*Exercise aim*.
Starting with the first line of the listing, quote each line exactly until and including the one with "158px 225px 948px", leaving pictures out.

(begin)

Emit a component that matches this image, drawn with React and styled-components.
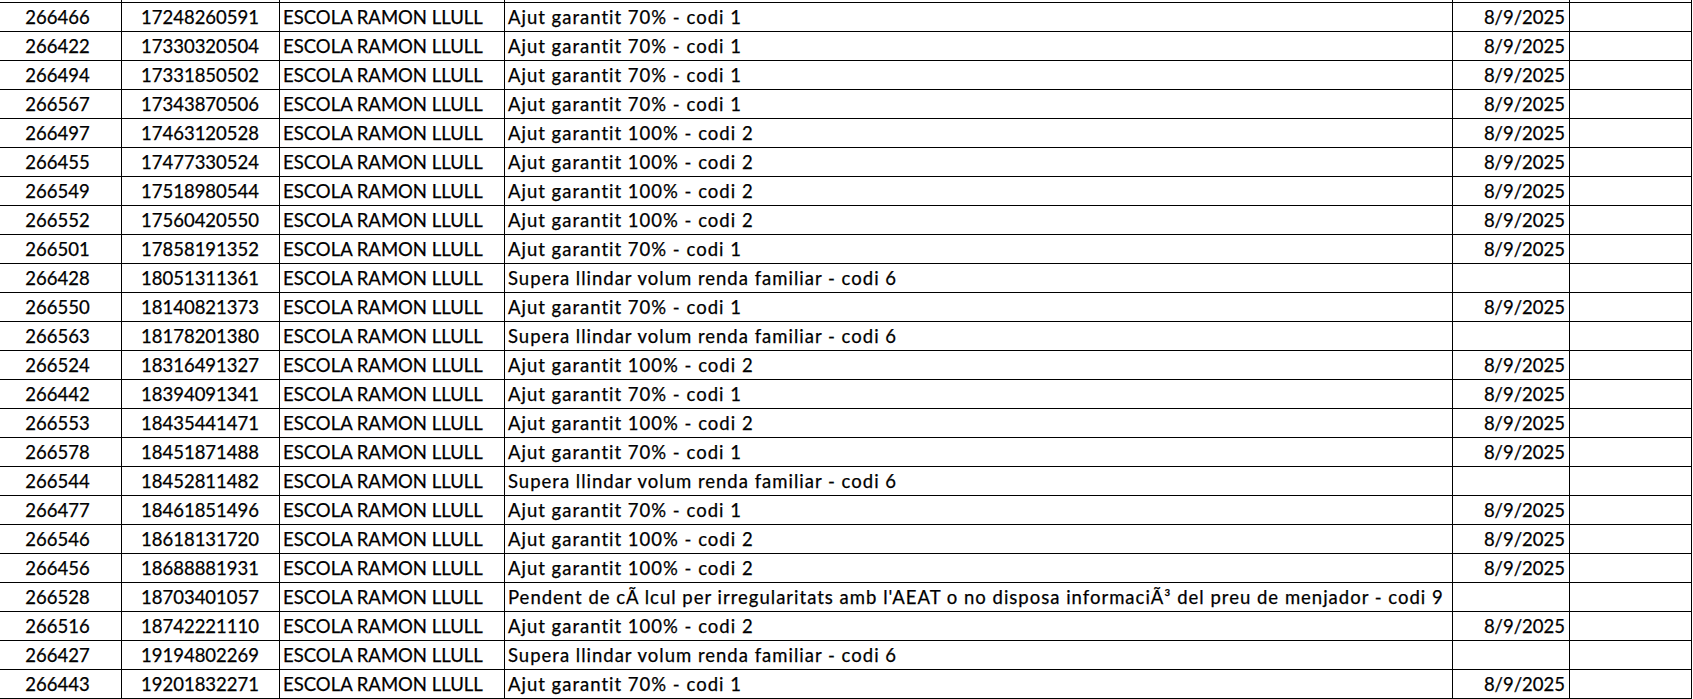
import React from "react";
import styled, { createGlobalStyle } from "styled-components";

const Global = createGlobalStyle`
  html, body { margin: 0; padding: 0; background: #ffffff; overflow: hidden; }
  body { font-family: Lato, "Open Sans", sans-serif; }
`;

const COLS = "127px 158px 225px 948px 117px 122px";

const Sheet = styled.div`
  margin-top: -26px;
  margin-left: -5px;
  display: flex;
  flex-direction: column;
  width: 1697px;
`;

const Row = styled.div`
  display: grid;
  grid-template-columns: ${COLS} 1fr;
  height: 29px;
`;

const Cell = styled.div`
  box-sizing: border-box;
  height: 29px;
  border-right: ${(p) => (p.$tail ? "none" : "1px solid #000")};
  border-bottom: ${(p) => (p.$tail ? "none" : "1px solid #000")};
  display: flex;
  align-items: flex-end;
  justify-content: ${(p) =>
    p.$align === "center" ? "center" : p.$align === "right" ? "flex-end" : "flex-start"};
  padding: 0 4px 3px 3px;
  font-family: Lato, "Open Sans", sans-serif;
  font-size: 18.5px;
  line-height: 22px;
  letter-spacing: ${(p) => (p.$wide ? "1px" : "0")};
  color: #000;
  -webkit-text-stroke: 0.25px #000;
  white-space: nowrap;
  overflow: hidden;
`;

const A70 = "Ajut garantit 70% - codi 1";
const A100 = "Ajut garantit 100% - codi 2";
const S6 = "Supera llindar volum renda familiar - codi 6";
const P9 =
  "Pendent de c\u00C3\u00A0lcul per irregularitats amb l'AEAT o no disposa informaci\u00C3\u00B3 del preu de menjador - codi 9";
const D = "8/9/2025";

const rows = [
  ["266466", "17248260591", A70, D],
  ["266422", "17330320504", A70, D],
  ["266494", "17331850502", A70, D],
  ["266567", "17343870506", A70, D],
  ["266497", "17463120528", A100, D],
  ["266455", "17477330524", A100, D],
  ["266549", "17518980544", A100, D],
  ["266552", "17560420550", A100, D],
  ["266501", "17858191352", A70, D],
  ["266428", "18051311361", S6, ""],
  ["266550", "18140821373", A70, D],
  ["266563", "18178201380", S6, ""],
  ["266524", "18316491327", A100, D],
  ["266442", "18394091341", A70, D],
  ["266553", "18435441471", A100, D],
  ["266578", "18451871488", A70, D],
  ["266544", "18452811482", S6, ""],
  ["266477", "18461851496", A70, D],
  ["266546", "18618131720", A100, D],
  ["266456", "18688881931", A100, D],
  ["266528", "18703401057", P9, ""],
  ["266516", "18742221110", A100, D],
  ["266427", "19194802269", S6, ""],
  ["266443", "19201832271", A70, D],
];

function DataRow({ cells, school = "ESCOLA RAMON LLULL" }) {
  const [id, code, status, date] = cells;
  return (
    <Row>
      <Cell $align="center">{id}</Cell>
      <Cell $align="center">{code}</Cell>
      <Cell>{school}</Cell>
      <Cell $wide>{status}</Cell>
      <Cell $align="right">{date}</Cell>
      <Cell />
      <Cell $tail />
    </Row>
  );
}

export default function App() {
  return (
    <>
      <Global />
      <Sheet>
        <DataRow cells={["", "", "", ""]} school="" />
        {rows.map((r) => (
          <DataRow key={r[0]} cells={r} />
        ))}
      </Sheet>
    </>
  );
}
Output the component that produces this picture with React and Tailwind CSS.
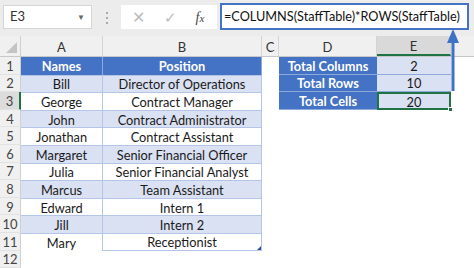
import React from "react";

const staff = [
  ["Bill", "Director of Operations"],
  ["George", "Contract Manager"],
  ["John", "Contract Administrator"],
  ["Jonathan", "Contract Assistant"],
  ["Margaret", "Senior Financial Officer"],
  ["Julia", "Senior Financial Analyst"],
  ["Marcus", "Team Assistant"],
  ["Edward", "Intern 1"],
  ["Jill", "Intern 2"],
  ["Mary", "Receptionist"],
];

const totals = [
  ["Total Columns", "2"],
  ["Total Rows", "10"],
  ["Total Cells", "20"],
];

const cols = "grid grid-cols-[21px_82px_159px_17px_98px_74px_1fr] grid-rows-[100%] leading-none";

function RowHead({ n, active }) {
  return (
    <div
      className={
        "flex items-center justify-center pt-[2px] text-[13px] text-[#444] border-b border-[#e2e2e2] " +
        (active
          ? "bg-[#dcdcdc] border-r-2 border-r-[#217346]"
          : "bg-[#f0f0f0] border-r border-r-[#cfcfcf]")
      }
    >
      {n}
    </div>
  );
}

export default function App() {
  return (
    <div
      className="relative w-[474px] h-[268px] overflow-hidden bg-white text-[#1a1a1a]"
      style={{ fontFamily: "Lato, 'Liberation Sans', sans-serif" }}
    >
      {/* formula bar */}
      <div className="h-[36px] bg-[#ececec] flex items-start">
        <div className="ml-[3px] mt-[5px] w-[89px] h-[24px] bg-white border border-[#d6d6d6] flex items-center justify-between px-[6px] text-[13px] text-[#333]">
          <span>E3</span>
          <span className="text-[8px] text-[#666]">▼</span>
        </div>
        <div className="w-[29px] h-[30px] flex flex-col items-center justify-center gap-[3px] mt-[3px]">
          <span className="w-[2px] h-[2px] bg-[#aaa]" />
          <span className="w-[2px] h-[2px] bg-[#aaa]" />
          <span className="w-[2px] h-[2px] bg-[#aaa]" />
        </div>
        <div className="mt-[5px] w-[96px] h-[24px] bg-white flex items-center text-[#bbb]">
          <span className="w-[34px] text-center text-[16px] leading-none">✕</span>
          <span className="w-[30px] text-center text-[15px] leading-none">✓</span>
          <span
            className="w-[30px] text-center text-[14px] italic text-[#444]"
            style={{ fontFamily: "'Liberation Serif', serif" }}
          >
            f<span className="text-[11px]">x</span>
          </span>
        </div>
        <div className="ml-[3px] mt-[3px] w-[249px] h-[27px] bg-white border-2 border-[#4472c4] flex items-center pl-[2px] text-[12.7px] text-[#111] whitespace-nowrap">
          =COLUMNS(StaffTable)*ROWS(StaffTable)
        </div>
      </div>

      {/* column headers */}
      <div className={cols + " h-[21px] bg-[#f0f0f0] text-[13px] text-[#333] border-b border-[#c8c8c8]"}>
        <div className="relative border-r border-[#cfcfcf]">
          <div className="absolute right-[3px] bottom-[3px] w-0 h-0 border-l-[11px] border-l-transparent border-b-[11px] border-b-[#c4c4c4]" />
        </div>
        {["A", "B", "C", "D"].map((c) => (
          <div key={c} className="flex items-center justify-center pt-[2px] border-r border-[#d4d4d4]">
            {c}
          </div>
        ))}
        <div className="flex items-center justify-center pt-[2px] bg-[#d9d9d9] border-r border-[#d4d4d4] border-b-2 border-b-[#217346]">
          E
        </div>
        <div />
      </div>

      {/* rows */}
      <div className="text-[12.8px]">
        <div className={cols + " h-[17.6px]"}>
          <RowHead n={1} />
          <div className="bg-[#4472c4] text-white font-bold flex items-center justify-center pt-[2px] border-r border-[#8eaadb]">
            Names
          </div>
          <div className="bg-[#4472c4] text-white font-bold flex items-center justify-center pt-[2px] border-r border-[#8eaadb]">
            Position
          </div>
          <div />
          <div className="bg-[#4472c4] text-white font-bold flex items-center justify-center pt-[2px] border-b border-[#8eaadb]">
            {totals[0][0]}
          </div>
          <div className="bg-[#d9e1f2] flex items-center justify-center pt-[2px] border-b border-[#8eaadb]">
            {totals[0][1]}
          </div>
          <div />
        </div>
        {staff.map(([name, pos], i) => {
          const band = i % 2 === 0 ? "bg-[#d9e1f2]" : "bg-white";
          const total = totals[i + 1];
          return (
            <div key={name} className={cols + " h-[17.6px]"}>
              <RowHead n={i + 2} active={i === 1} />
              <div className={band + " flex items-center justify-center pt-[2px] border-t border-r border-[#b4c6e7]"}>
                {name}
              </div>
              <div className={band + " relative flex items-center justify-center pt-[2px] border-t border-r border-[#b4c6e7] " + (i === 9 ? "border-b" : "")}>
                {pos}
                {i === 9 && (
                  <div className="absolute right-0 bottom-0 w-0 h-0 border-l-[4px] border-l-transparent border-b-[4px] border-b-[#2f528f]" />
                )}
              </div>
              <div />
              {total ? (
                <div className="bg-[#4472c4] text-white font-bold flex items-center justify-center pt-[2px] border-b border-[#8eaadb]">
                  {total[0]}
                </div>
              ) : (
                <div />
              )}
              {total ? (
                <div
                  className={
                    "relative bg-[#d9e1f2] flex items-center justify-center pt-[2px] " +
                    (i === 1 ? "border-2 border-[#217346]" : "border-b border-[#8eaadb]")
                  }
                >
                  {total[1]}
                  {i === 1 && (
                    <div className="absolute right-[-4px] bottom-[-4px] w-[5px] h-[5px] bg-[#217346] border border-white" />
                  )}
                </div>
              ) : (
                <div />
              )}
              <div />
            </div>
          );
        })}
        <div className={cols + " h-[17.6px]"}>
          <RowHead n={12} />
        </div>
      </div>

      {/* arrow */}
      <svg className="absolute left-[445px] top-[29px]" width="16" height="64" viewBox="0 0 16 64">
        <polygon points="8,0 14,14 2,14" fill="#3f72c6" />
        <rect x="6.5" y="12" width="3" height="50" fill="#3f72c6" />
      </svg>
    </div>
  );
}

(end)

*Worked solution*.
Emit a component that matches this image, drawn with React and styled-components.
import React from "react";
import styled, { createGlobalStyle } from "styled-components";

const Global = createGlobalStyle`
  html, body { margin: 0; padding: 0; background: #ffffff; overflow: hidden; }
  body { font-family: Lato, "Open Sans", sans-serif; }
`;

const COLS = "127px 158px 225px 948px 117px 122px";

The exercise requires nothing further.